Today's rain was so miserable. The entire day never got lighter than late evening. The wind pelted the rain straight into your face and ears while you dashed from the car to the door. And the puddles are really building up around here. More like Lake Michigan in some intersections. Yuck.
So I was fretting all day long about how there's never enough daylight, never enough time in the day, not enough soap, not enough lip balm, not enough not enough. And it's all because I've spread myself too thin. Again. What would it feel like to actually spread myself a bit thicker? Do only one show each week, maybe two, and really get to do it the way I would like to do it, instead of slap dash, mad dash, barely squeeking it in.

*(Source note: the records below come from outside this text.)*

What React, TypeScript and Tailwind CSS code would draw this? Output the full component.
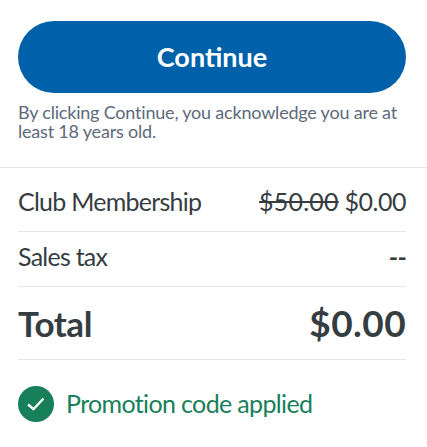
export default function App() {
  return (
    <div className="w-[427px] h-[447px] overflow-hidden bg-white font-['Lato',sans-serif]">
      <div className="pl-[18px] pr-[21px] pt-[21px] pb-[26px] border-b border-[#e3e6e8]">
        <button className="w-[388px] h-[72px] pb-[2px] rounded-full bg-[#0061ab] text-white text-[27px] leading-none font-bold">
          Continue
        </button>
        <p className="mt-[10px] text-[18px] leading-[19px] tracking-[-0.2px] text-[#5d6a7b]">
          By clicking Continue, you acknowledge you are at least 18 years old.
        </p>
      </div>
      <div className="pl-[18px] pr-[21px] text-[#363d42]">
        <div className="flex items-center justify-between h-[64px] pt-[5px] border-b border-[#e1e6e6] text-[25px] tracking-[-0.75px]">
          <span>Club Membership</span>
          <span className="tracking-[-0.5px]">
            <span className="line-through tracking-[0.2px]">$50.00</span> $0.00
          </span>
        </div>
        <div className="flex items-center justify-between h-[55px] pb-[4px] border-b border-[#e1e6e6] text-[25px] tracking-[-0.75px]">
          <span>Sales tax</span>
          <span className="font-bold">--</span>
        </div>
        <div className="flex items-center justify-between h-[73px] border-b border-[#e1e6e6] text-[35px] font-bold">
          <span className="tracking-[-0.4px]">Total</span>
          <span className="text-[37px] tracking-[0.4px]">$0.00</span>
        </div>
        <div className="flex items-center gap-[12px] mt-[25px] text-[25px] tracking-[-0.65px] text-[#17805a]">
          <svg width="36" height="36" viewBox="0 0 36 36" className="shrink-0">
            <circle cx="18" cy="18" r="18" fill="#17805a" />
            <path d="M10 18.5l5.5 4.7L25.5 12.5" fill="none" stroke="#fff" strokeWidth="2.4" />
          </svg>
          <span>Promotion code applied</span>
        </div>
      </div>
    </div>
  )
}
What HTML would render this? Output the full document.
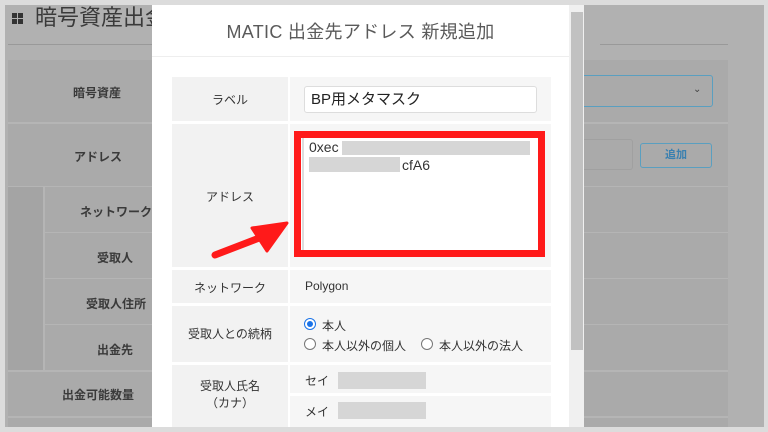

Deadlines and last minute scrambles usually produce some of my best brainstorms. Unfortunately, I can never take action on those genius ideas because I'm so busy frantically finishing what I've already got on my plate. And later on, it either doesn't matter any more, or things have moved on and it's meaningless, or I've forgotten all about it. It's a catch-22.
Gotta run, time is running out again this evening and I've still got a few hours left of tasks. Hoping to run out the door early tomorrow morning and head up to Bellingham to set up there. Zip back, pick up the missing caps and tins that somehow didn't make it into my order this morning at the bottle factory (forehead smack) and then rush back up to Snohomish for my work shift at the farm. Quick wave.